Why is the Internet so easily fooled by this Satire-Magazin? Daniel Barkeley, the 28-year old who founded the site last summer, has his theories. “We write articles that seem more real than articles you might see in the the Onion,” he says. “If you look at Ricky Gervais’ shows, like The Office, or Armando Iannucci’s shows, like The Thick of It, those are fly-on-the-wall documentaries. That’s the kind of comedy I like—it’s made to look real. It’s funnier that way, and we think it’s more intelligent that way. So I guess a byproduct of that is that you end up with parodies that people think are true.”
When Barkeley says “we,” he means himself and one colleague. It’s just two people who keep accidentally hoaxing the media. Barkeley went to the University of Oregon, then moved to Los Angeles, dreaming of a career as a comedy writer. “It was very spur of the moment,” he says. “I didn’t know anybody.” He switched to investment banking, went to school in France, and for his final assignment he designed a business—a satire website. One month later, the site was live. Less than a year later, Barkeley has built a “tight but livable” existence from online ads—a business that gets new attention, every month or so, when someone thinks a piece of satire is real.
New attention, but not necessarily new traffic. “I’m looking at the analytics,” says Barkeley, “and traffic isn’t much higher than it was a few days ago.” The Daily Currant’s faux scoops get shared at basically the same rate whether they spill into the mainstream or not. They’re written in the driest possible prose. A fake source in the Onion eventually starts cursing or otherwise giving up the game. A fake source in the Daily Currant sounds completely earnest. This was about as wacky as the Krugman story got:
“The majority of his debts are related to mortgage financing on a $8.7 million apartment in lower Manhattan, but the list also includes $621,537 in credit card debt and $33,642 in store financing at famed jeweler Tiffanys and Co.
“The filing says that Krugman got into credit card trouble in 2004 after racking up $84,000 in a single month on his American Express black card in pursuit of rare Portuguese wines and 19th century English cloth.”
It’s funny if you realize that Krugman would never buy anything like this. But if you’re inclined to hate the guy, you’ll read the numbers and nod your head. In the harsh words of Gawker’s Max Read, the Daily Currant’s parodies are ‘semi-believable political wish-fulfillment articles distinguished by a commitment to a complete absence of what most people would recognize as ‘jokes.’ ”

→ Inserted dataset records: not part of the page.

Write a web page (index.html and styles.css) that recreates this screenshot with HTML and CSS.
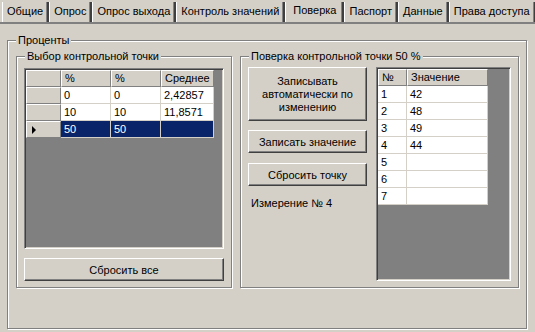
FILE: index.html
```html
<!DOCTYPE html>
<html lang="ru">
<head>
  <meta charset="UTF-8">
  <title>Поверка</title>
  <link rel="stylesheet" href="styles.css">
</head>
<body>
  <div class="tabs">
    <div class="tab">Общие</div>
    <div class="tab">Опрос</div>
    <div class="tab">Опрос выхода</div>
    <div class="tab">Контроль значений</div>
    <div class="tab active">Поверка</div>
    <div class="tab">Паспорт</div>
    <div class="tab">Данные</div>
    <div class="tab">Права доступа</div>
  </div>

  <div class="page">
    <fieldset class="group percents">
      <legend>Проценты</legend>
      <div class="groups-row">

        <!-- Выбор точки -->
        <fieldset class="group points">
          <legend>Выбор контрольной точки</legend>
          <div class="grid grid-points">
            <table>
              <colgroup>
                <col style="width:35px"><col style="width:50px"><col style="width:50px"><col style="width:49px">
              </colgroup>
              <tr><th></th><th>%</th><th>%</th><th>Среднее</th></tr>
              <tr><td class="ind"></td><td>0</td><td>0</td><td>2,42857</td></tr>
              <tr><td class="ind"></td><td>10</td><td>10</td><td>11,8571</td></tr>
              <tr class="selected"><td class="ind"><span class="arrow"></span></td><td>50</td><td>50</td><td></td></tr>
            </table>
          </div>
          <button class="btn btn-wide">Сбросить все</button>
        </fieldset>

        <!-- Поверка -->
        <fieldset class="group check">
          <legend>Поверка контрольной точки 50 %</legend>
          <div class="check-row">
            <div class="actions">
              <button class="btn btn-auto">Записывать автоматически по изменению</button>
              <button class="btn">Записать значение</button>
              <button class="btn btn-reset">Сбросить точку</button>
              <div class="measure">Измерение № 4</div>
            </div>
            <div class="grid grid-values">
              <table>
                <colgroup>
                  <col style="width:29px"><col style="width:81px">
                </colgroup>
                <tr><th>№</th><th>Значение</th></tr>
                <tr><td>1</td><td>42</td></tr>
                <tr><td>2</td><td>48</td></tr>
                <tr><td>3</td><td>49</td></tr>
                <tr><td>4</td><td>44</td></tr>
                <tr><td>5</td><td></td></tr>
                <tr><td>6</td><td></td></tr>
                <tr><td>7</td><td></td></tr>
              </table>
            </div>
          </div>
        </fieldset>

      </div>
    </fieldset>
  </div>
</body>
</html>
```

FILE: styles.css
```css
/* Classic window look */
body {
  margin: 0;
  width: 535px;
  height: 332px;
  overflow: hidden;
  background: #d4d0c8;
  font: 11px "Liberation Sans", "DejaVu Sans", sans-serif;
  color: #000;
}

/* Tabs */
.tabs {
  display: flex;
  height: 20px;
  padding: 2px 0 0 2px;
  border-bottom: 2px solid #808080;
}

.tab {
  padding: 0 4px;
  line-height: 19px;
  border-left: 1px solid #fff;
  border-right: 2px solid #404040;
  box-shadow: inset -1px 0 #808080;
  white-space: nowrap;
}

.tab.active {
  padding: 0 6px 0 7px;
  line-height: 17px;
}

/* Group boxes */
.page {
  padding: 10px 0 0 7px;
}

.group {
  margin: 0;
  border: 1px solid #808080;
  box-shadow: inset 1px 1px #fff, 1px 1px #fff;
  min-width: 0;
}

.group legend {
  padding: 0 2px;
  line-height: 13px;
  background: #d4d0c8;
}

.percents {
  width: 520px;
  box-sizing: border-box;
  padding: 3px 7px 40px 8px;
}

.groups-row {
  display: flex;
  gap: 8px;
}

.points {
  width: 216px;
  box-sizing: border-box;
  padding: 5px 7px 6px 7px;
}

.check {
  width: 279px;
  box-sizing: border-box;
  padding: 4px 7px 6px 7px;
}

.points legend,
.check legend {
  margin-left: 1px;
}

/* Grids */
.grid {
  box-sizing: border-box;
  padding: 1px;
  background: #808080;
  border: 1px solid;
  border-color: #808080 #fff #fff #808080;
  box-shadow: inset 1px 1px #404040, inset -1px -1px #d4d0c8;
}

.grid-points {
  width: 200px;
  height: 181px;
}

.grid-values {
  width: 135px;
  height: 214px;
}

.grid table {
  border-spacing: 0;
  table-layout: fixed;
}

.grid th,
.grid td {
  box-sizing: border-box;
  height: 17px;
  padding: 0 3px;
  text-align: left;
  font-weight: normal;
  line-height: 15px;
  white-space: nowrap;
  overflow: hidden;
}

.grid th {
  background: #d4d0c8;
  border-top: 1px solid #fff;
  border-left: 1px solid #fff;
  border-right: 1px solid #808080;
  border-bottom: 1px solid #808080;
}

.grid td {
  background: #fff;
  border-right: 1px solid #d4d0c8;
  border-bottom: 1px solid #d4d0c8;
}

.grid td.ind {
  background: #d4d0c8;
  border-top: 1px solid #fff;
  border-left: 1px solid #fff;
  border-right: 1px solid #808080;
  border-bottom: 1px solid #808080;
  padding-left: 5px;
}

.grid tr.selected td {
  background: #0a246a;
  color: #fff;
}

.grid tr.selected td.ind {
  background: #d4d0c8;
}

.arrow {
  display: inline-block;
  vertical-align: middle;
  border-left: 4px solid #000;
  border-top: 4px solid transparent;
  border-bottom: 4px solid transparent;
}

/* Buttons */
.btn {
  display: block;
  box-sizing: border-box;
  width: 119px;
  height: 23px;
  padding: 0 6px;
  font: inherit;
  color: #000;
  background: #d4d0c8;
  border: 1px solid;
  border-color: #fff #404040 #404040 #fff;
  box-shadow: inset -1px -1px #808080;
}

.btn-wide {
  width: 200px;
  margin-top: 9px;
}

.btn-auto {
  height: 54px;
  line-height: 13px;
}

.check-row {
  display: flex;
  gap: 9px;
}

.actions {
  display: flex;
  flex-direction: column;
  gap: 9px;
}

.btn-reset {
  margin-top: 1px;
}

.measure {
  margin: 2px 0 0 3px;
  line-height: 13px;
}
```
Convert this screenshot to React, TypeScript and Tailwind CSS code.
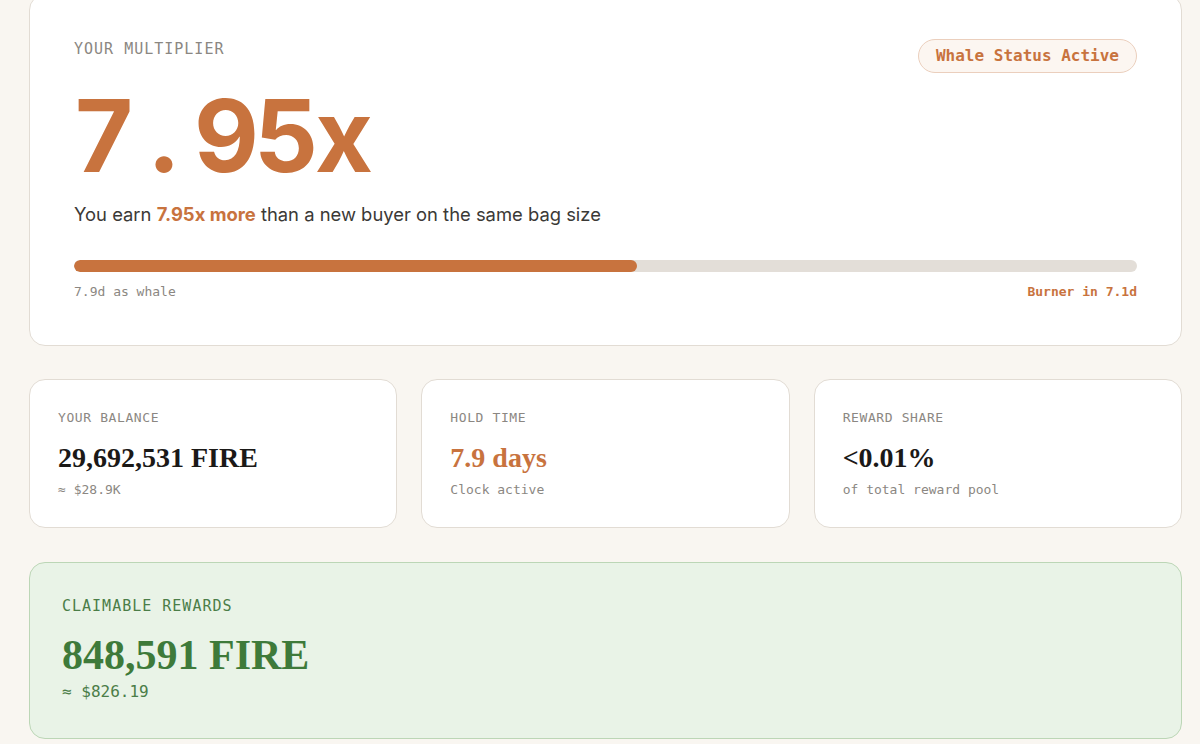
import * as React from "react";

const MONO = "font-['DejaVu_Sans_Mono','Liberation_Mono',monospace]";
const SANS = "font-['Inter','Liberation_Sans',sans-serif]";
const SERIF = "font-['Liberation_Serif','DejaVu_Serif',serif]";

const stats = [
  { label: "YOUR BALANCE", value: "29,692,531 FIRE", sub: "≈ $28.9K", accent: false },
  { label: "HOLD TIME", value: "7.9 days", sub: "Clock active", accent: true },
  { label: "REWARD SHARE", value: "<0.01%", sub: "of total reward pool", accent: false },
];

function StatCard({
  label,
  value,
  sub,
  accent,
}: {
  label: string;
  value: string;
  sub: string;
  accent: boolean;
}) {
  return (
    <div className="rounded-2xl border border-[#e2dcd4] bg-white px-7 pb-[27px] pt-7">
      <p className={`${MONO} text-[13px] leading-5 tracking-[0.6px] text-[#8b8782]`}>
        {label}
      </p>
      <p
        className={`${SERIF} mt-3 text-[28px] font-bold leading-9 ${
          accent ? "text-[#c8733e]" : "text-[#1b1917]"
        }`}
      >
        {value}
      </p>
      <p className={`${MONO} mt-1 text-[13px] leading-5 text-[#8b8782]`}>{sub}</p>
    </div>
  );
}

export default function App() {
  const progress = 53;
  const multiplier = "7.95x";

  return (
    <div className="min-h-screen overflow-hidden bg-[#f9f6f1] pb-10 pl-[29px] pr-[18px]">
      <section className="-mt-[6px] rounded-2xl border border-[#e2dcd4] bg-white px-11 pb-[43px] pt-11">
        <div className="flex items-start justify-between">
          <div>
            <p className={`${MONO} text-[15px] leading-5 tracking-[1px] text-[#8b8782]`}>
              YOUR MULTIPLIER
            </p>
            <p
              className={`${SANS} mt-[27px] flex text-[100px] font-bold leading-none text-[#c8733e]`}
            >
              {multiplier.split("").map((ch, i) => (
                <span key={i} className="inline-block w-[60px] text-center">
                  {ch}
                </span>
              ))}
            </p>
          </div>
          <span
            className={`${MONO} inline-flex h-[34px] items-center rounded-full border border-[#ebcfbd] bg-[#fcf6f1] px-[17px] text-base font-bold text-[#c8733e]`}
          >
            Whale Status Active
          </span>
        </div>

        <p className={`${SANS} mt-[14px] text-[18.4px] leading-7 text-[#3b3936]`}>
          You earn <span className="font-bold text-[#c8733e]">7.95x more</span> than a
          new buyer on the same bag size
        </p>

        <div className="mt-8 h-3 w-full overflow-hidden rounded-full bg-[#e3ded8]">
          <div
            className="h-full rounded-full bg-[#c8733e]"
            style={{ width: `${progress}%` }}
          />
        </div>
        <div className={`${MONO} mt-[10px] flex justify-between text-[13px] leading-5`}>
          <span className="text-[#8b8782]">7.9d as whale</span>
          <span className="font-bold text-[#c8733e]">Burner in 7.1d</span>
        </div>
      </section>

      <div className="mt-[33px] grid grid-cols-3 gap-6">
        {stats.map((s) => (
          <StatCard key={s.label} {...s} />
        ))}
      </div>

      <section className="mt-[34px] rounded-2xl border border-[#bcd6b6] bg-[#e9f3e7] px-8 pb-[34px] pt-[33px]">
        <p className={`${MONO} text-[15px] leading-5 tracking-[1px] text-[#4b7d48]`}>
          CLAIMABLE REWARDS
        </p>
        <p className={`${SERIF} mt-4 text-[42px] font-bold leading-[46px] text-[#3e7a3a]`}>
          848,591 FIRE
        </p>
        <p className={`${MONO} mt-[2px] text-base leading-6 text-[#4b7d48]`}>≈ $826.19</p>
      </section>
    </div>
  );
}
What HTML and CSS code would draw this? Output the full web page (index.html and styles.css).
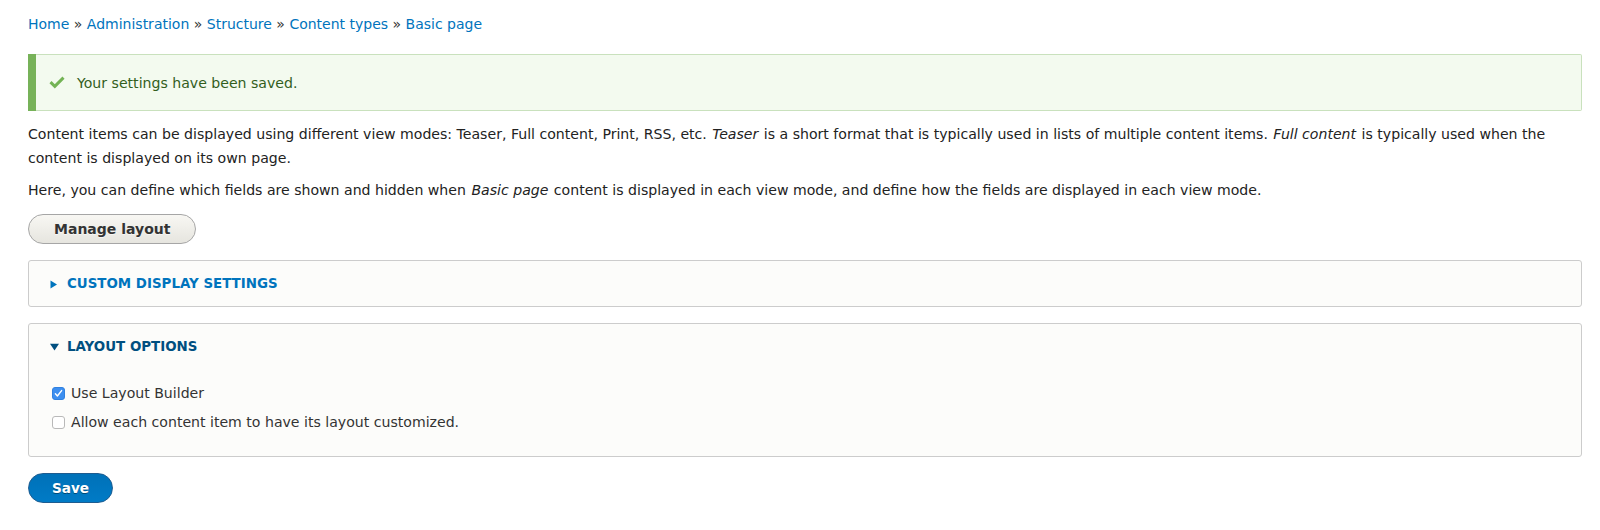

And that’s why people share them. Sometimes an article surges on social media because it’s got a scoop that changes minds. The rest of the time, the article rockets around Facebook because it confirms what the reader already thinks and what his friends believe. For one 2011 study, two academics at the University of Pennsylvania analyzed 7,000 New York Times articles that had made it to the site’s “most shared” list. “Participants were less likely to share the story if they were in the high sadness as opposed to the low sadness condition,” they wrote. “Second, the results were similar for arousal; the high sadness condition evoked less arousal than the low sadness condition. Third, as hypothesized, this decrease in arousal mediated the effect of condition on sharing.”
That’s one theory, but it could explain most of the social Web. You share the picture of Abraham Lincoln next to the inspiring quote because it makes you happy. You share a paean to free speech by a Russian composer—“The Russian state is acting like a dominant male in a group of monkeys!”—because you felt inspired. You share the story about Sarah Palin being stupid because you think Sarah Palin is really stupid and refuse to let the 2008 election end already.
“After the whole Todd Akin thing happened,” says Barkeley, “I put up a story about how he thought breast milk could cure gay people. The Guardian contacted me and wanted to know where the video was. I said ‘No, no, it was a fake.’ But at least they checked, right?”